I think we need to think that cheaper tarpaulin or lose part of the hay during storage. In the end, hay it is a fertilizer and tarpaulin


----------



## fivemoremiles (Jan 19, 2010)

Pallets on the ground to keep the air flow. ground to give the water a place to escape. tarp the stack. leave some hay exposed on the sides to let air circulate. 
put tires on top to keep the wind from getting under the tarp and ripping it to peaces.


----------



## goathiker (Apr 14, 2011)

Hoop house


----------



## SeventeenFarms (Dec 10, 2013)

We keep ours in a garage with a concrete floor and more in a "run in shed" that is a dirt floor. In both cases we put down a sheet of plastic to prevent moisture from coming up from beneath, and stack the bales on pallets, leaving gaps in the stack for air.
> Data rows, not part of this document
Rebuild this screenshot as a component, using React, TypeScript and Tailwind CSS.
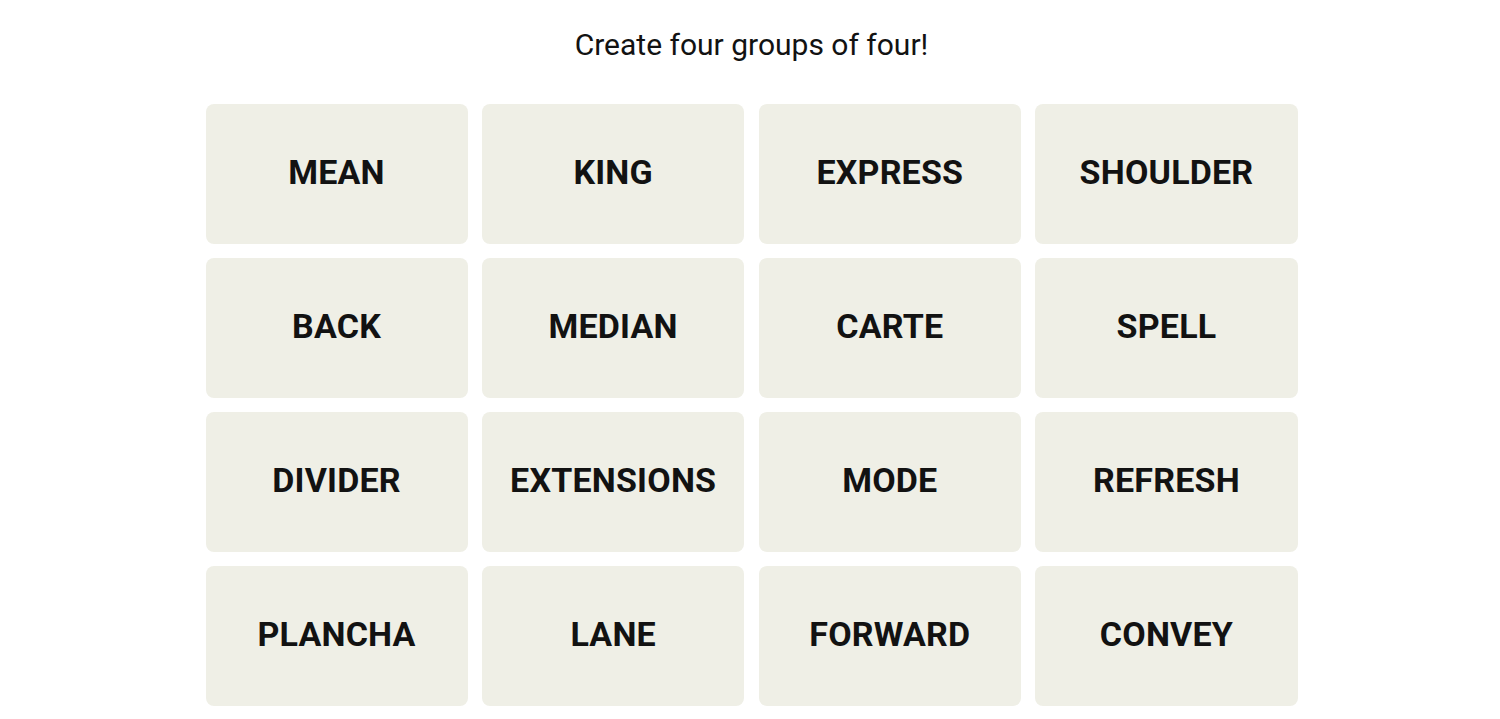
const words = [
  "MEAN", "KING", "EXPRESS", "SHOULDER",
  "BACK", "MEDIAN", "CARTE", "SPELL",
  "DIVIDER", "EXTENSIONS", "MODE", "REFRESH",
  "PLANCHA", "LANE", "FORWARD", "CONVEY",
];

function Tile({ word }: { word: string }) {
  return (
    <button className="flex h-[140px] items-center justify-center rounded-[8px] bg-[#efefe6] pb-[4px] text-[34px] font-bold tracking-[0.2px] text-[#121212] uppercase">
      {word}
    </button>
  );
}

export default function App() {
  return (
    <div className="min-h-[719px] bg-white pl-[3px] font-['Roboto',_'Liberation_Sans',_sans-serif]">
      <h1 className="pt-[25px] text-center text-[30px] leading-[40px] font-normal text-[#121212]">
        Create four groups of four!
      </h1>
      <div className="mx-auto mt-[39px] grid w-[1092px] grid-cols-4 gap-x-[14.6px] gap-y-[14px]">
        {words.map((w) => (
          <Tile key={w} word={w} />
        ))}
      </div>
    </div>
  );
}
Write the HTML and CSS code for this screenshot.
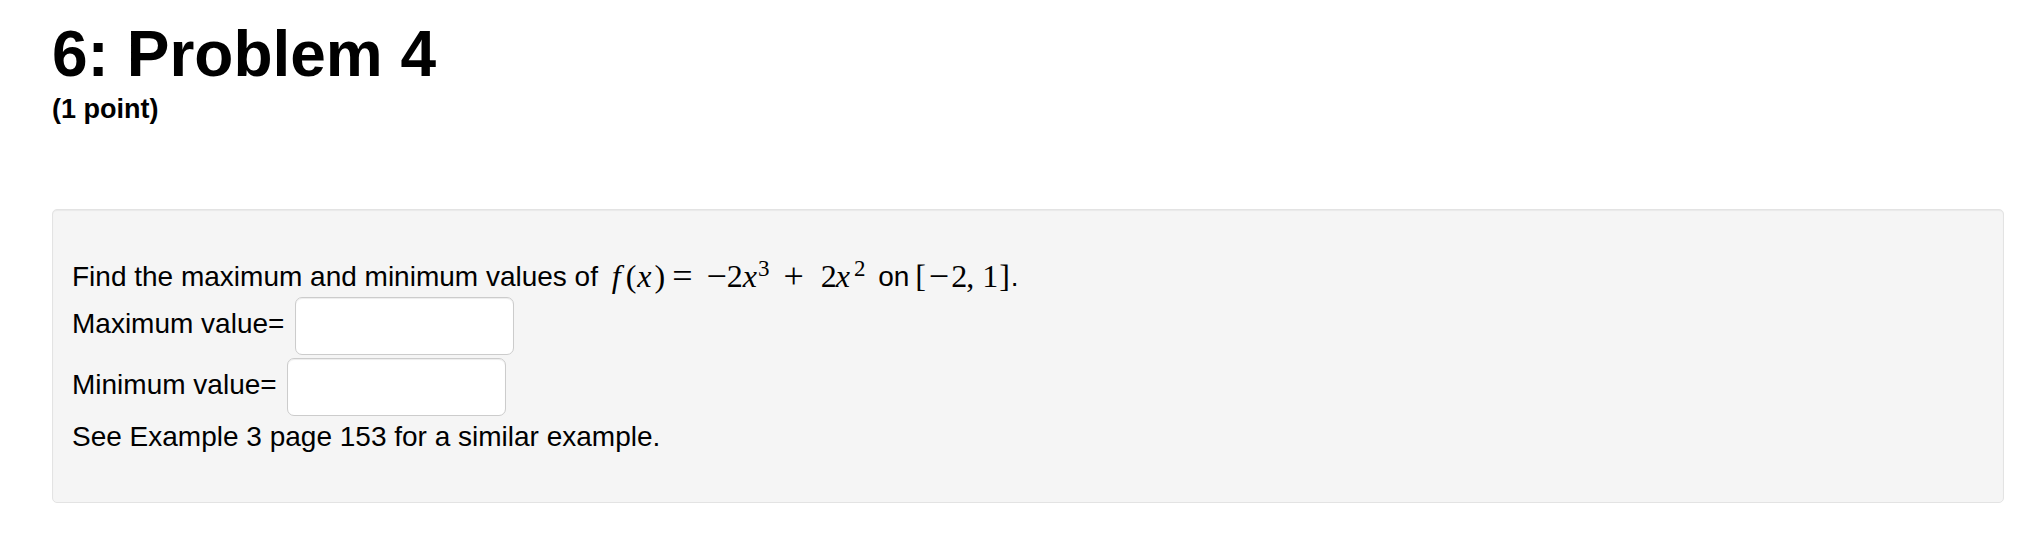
FILE: index.html
```
<!DOCTYPE html>
<html lang="en">
<head>
<meta charset="utf-8">
<title>6: Problem 4</title>
<link rel="stylesheet" href="styles.css">
</head>
<body>
<div class="page">
  <h1 class="title">6: Problem 4</h1>
  <div class="points">(1 point)</div>
  <div class="well">
    <div class="q-line">Find the maximum and minimum values of <span class="math m1"><span class="mi g-f">f</span><span class="g-lp">(</span><span class="mi g-x1">x</span><span class="g-rp">)</span><span class="op g-eq">=</span><span class="op g-neg">&minus;</span><span class="g-2a">2</span><span class="mi g-xa">x</span><span class="sup g-s3">3</span><span class="op g-plus">+</span><span class="g-2b">2</span><span class="mi g-xb">x</span><span class="sup g-s2">2</span></span> on <span class="math m2"><span class="g-lb">[</span><span class="op g-neg2">&minus;</span><span class="g-2c">2</span><span class="g-comma">,</span><span class="g-one">1</span><span class="g-rb">]</span></span>.</div>
    <div class="ans-row">
      <label class="ans-label" for="ans1">Maximum value=</label>
      <input class="ans-input" id="ans1" type="text">
    </div>
    <div class="ans-row ans-row-2">
      <label class="ans-label" for="ans2">Minimum value=</label>
      <input class="ans-input" id="ans2" type="text">
    </div>
    <div class="note">See Example 3 page 153 for a similar example.</div>
  </div>
</div>
</body>
</html>
```
FILE: styles.css
```
html, body {
  margin: 0;
  padding: 0;
  background: #ffffff;
}

body {
  font-family: "Liberation Sans", Arial, Helvetica, sans-serif;
  color: #000000;
}

.page {
  padding: 24px 30px 0 52px;
}

.title {
  margin: 0;
  font-size: 64px;
  line-height: 61px;
  font-weight: 700;
}

.points {
  margin-top: 11px;
  font-size: 27px;
  line-height: 27px;
  font-weight: 700;
}

.well {
  margin-top: 86px;
  background: #f5f5f5;
  border: 1px solid #e3e3e3;
  border-radius: 5px;
  box-shadow: inset 0 1px 1px rgba(0, 0, 0, 0.05);
  padding: 19px 19px 47px 19px;
  font-size: 28px;
}

.q-line {
  margin-top: 30px;
  line-height: 36px;
  white-space: nowrap;
}

.math {
  font-family: "Liberation Serif", "Times New Roman", serif;
  font-size: 32px;
  line-height: 28px;
  vertical-align: -1px;
}

.math > span {
  display: inline-block;
}

.mi {
  font-style: italic;
}

.op {
  font-size: 36px;
  vertical-align: -1px;
}

.sup {
  font-size: 23px;
  line-height: 0;
  vertical-align: 11px;
}

.m1 { margin-right: 5px; }
.m2 { margin-right: 1px; }

.g-f { margin-left: 6px; }
.g-lp { margin-left: 5px; }
.g-x1 { margin-left: 1px; }
.g-rp { margin-left: 3px; }
.g-eq { margin-left: 7px; }
.g-neg { margin-left: 14px; }
.g-2a { margin-left: 0; }
.g-xa { margin-left: 0; }
.g-s3 { margin-left: 1px; }
.g-plus { margin-left: 14px; }
.g-2b { margin-left: 17px; }
.g-xb { margin-left: -1px; }
.g-s2 { margin-left: 4px; }

.g-lb { margin-left: -2px; }
.g-neg2 { margin-left: 3px; }
.g-2c { margin-left: 2px; }
.g-comma { margin-left: -1px; }
.g-one { margin-left: 8px; }
.g-rb { margin-left: 1px; }

.ans-row {
  display: flex;
  align-items: center;
  height: 58px;
  margin-top: 2px;
}

.ans-row-2 {
  margin-top: 3px;
}

.ans-label {
  line-height: 32px;
  margin-bottom: 4px;
  white-space: nowrap;
}

.ans-input {
  box-sizing: border-box;
  width: 219px;
  height: 58px;
  margin: 0 0 0 10.5px;
  padding: 6px 12px;
  border: 1.5px solid #cccccc;
  border-radius: 7px;
  background: #ffffff;
  box-shadow: inset 0 1px 1px rgba(0, 0, 0, 0.075);
  font-family: inherit;
  font-size: 28px;
}

.note {
  margin-top: 3px;
  line-height: 36px;
}
```
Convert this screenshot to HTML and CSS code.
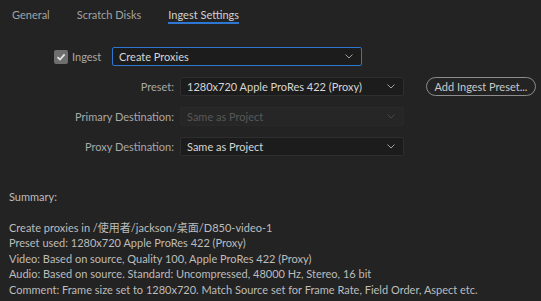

We know some people in our area who keep the first layer (on pallets) as sacrifice bales - these bales capture moisture and don't let it get to the layers on top. I have never needed to do this, but it is an option. Since both structures protect on three sides and are roofed, we don't need to tarp and they are able to breathe.


----------



## MellonFriend (Aug 8, 2017)

Thanks for all the help guys. Sorry for the silence on my part for the past few day. I had a cold and didn't feel like looking at a screen. Now how about some opinions on how many bales you can stack on a pallet?


----------



## ksalvagno (Oct 6, 2009)

That depends on the strength of the pallet and how high you want to go. I personally won't go higher than 5 high because I don't want to use a ladder. But my hay is in a barn.


----------



## SeventeenFarms (Dec 10, 2013)

Five to six high, which I can reach to put up and bring down.


----------